The University of Minnesota’s School of Nursing received the largest gift in the program’s history Wednesday.
The $10 million donation from the Bentson Foundation will provide scholarships over the next 10 years to full-time students entering the Doctor of Nursing Practice program.
Beginning next fall, the gift will be used to award up to 40 scholarships worth $20,000 each to students entering the doctorate program, said Nursing Associate Dean for Academic Programs Christine Mueller.
The number of awards will increase to 50 the following year, with the goal of graduating 500 more nurses over the next decade, she said.
As more Americans purchase health insurance under the Affordable Care Act, Mueller said, the need for nurses is expected to increase nationwide.
The donation comes after a state report by the Governor’s Workforce Development Council found Minnesota’s rate of about 25 nurse practitioners per 100,000 residents trails the national average of about 34 per 100,000.

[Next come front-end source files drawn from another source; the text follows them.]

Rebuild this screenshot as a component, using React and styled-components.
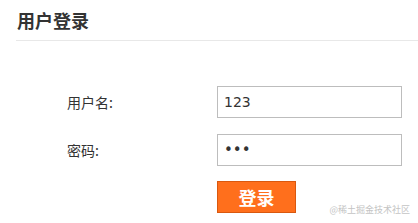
import React from "react";
import styled, { createGlobalStyle } from "styled-components";

const Global = createGlobalStyle`
  html, body { margin: 0; padding: 0; background: #fff; }
  body { font-family: "Noto Sans CJK SC", "Noto Sans", sans-serif; color: #333; }
`;

const Page = styled.div`
  width: 418px;
  height: 223px;
  position: relative;
  overflow: hidden;
  padding-left: 16px;
  box-sizing: border-box;
`;

const Header = styled.div`
  height: 41px;
  border-bottom: 1px solid #e8e8e8;
  display: flex;
  align-items: center;
  padding-left: 1px;
  box-sizing: border-box;
`;

const Title = styled.h1`
  margin: 0;
  font-size: 18px;
  font-weight: 700;
  color: #333;
  line-height: 1;
`;

const Form = styled.form`
  display: flex;
  flex-direction: column;
  padding: 45px 0 0 51px;
  gap: 16px;
`;

const Row = styled.div`
  display: flex;
  align-items: center;
`;

const Label = styled.label`
  width: 150px;
  font-size: 14px;
  color: #333;
`;

const Input = styled.input`
  width: 185px;
  height: 32px;
  box-sizing: border-box;
  border: 1px solid #bdbdbd;
  padding: 0 6px;
  font-size: 14px;
  font-family: Tahoma, "DejaVu Sans", sans-serif;
  color: #333;
  outline: none;
  &[type="password"] { font-size: 15px; }
`;

const Button = styled.button`
  margin-left: 150px;
  margin-top: -1px;
  width: 79px;
  height: 32px;
  background: #ff6f1c;
  border: 1px solid #d9580f;
  color: #fff;
  font-size: 18px;
  font-weight: 700;
  font-family: "Noto Sans CJK SC", sans-serif;
  padding: 0;
`;

const Watermark = styled.div`
  position: absolute;
  right: 8px;
  bottom: 7px;
  font-size: 9px;
  color: #c4c4c4;
  font-family: "Noto Sans CJK SC", sans-serif;
`;

export default function App() {
  return (
    <Page>
      <Global />
      <Header>
        <Title>用户登录</Title>
      </Header>
      <Form onSubmit={(e) => e.preventDefault()}>
        <Row>
          <Label>用户名:</Label>
          <Input defaultValue="123" />
        </Row>
        <Row>
          <Label>密码:</Label>
          <Input type="password" defaultValue="123" />
        </Row>
        <Row>
          <Button type="submit">登录</Button>
        </Row>
      </Form>
      <Watermark>@稀土掘金技术社区</Watermark>
    </Page>
  );
}
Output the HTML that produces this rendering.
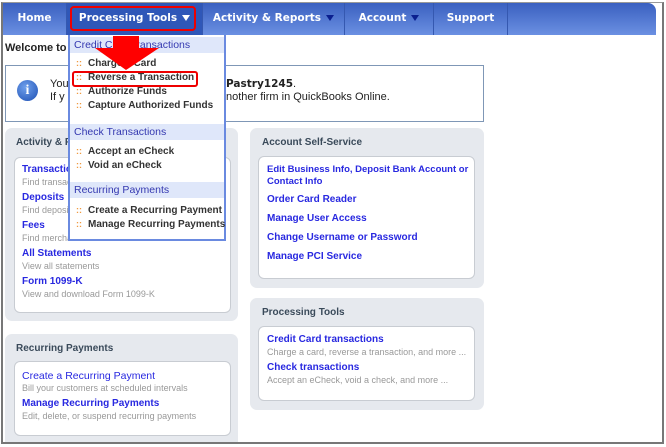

The University’s Doctor of Nursing Practice program offers a three-year track for post-undergraduate students and a three-semester track for students who have completed a master’s degree in nursing. Students can specialize in 13 different subject areas, from nurse practitioner to midwifery.
Mueller said all doctoral applicants to the program — one of the largest in the country — will be considered for the scholarship. But she said it will seek out those “who want to serve rural and underserved populations.”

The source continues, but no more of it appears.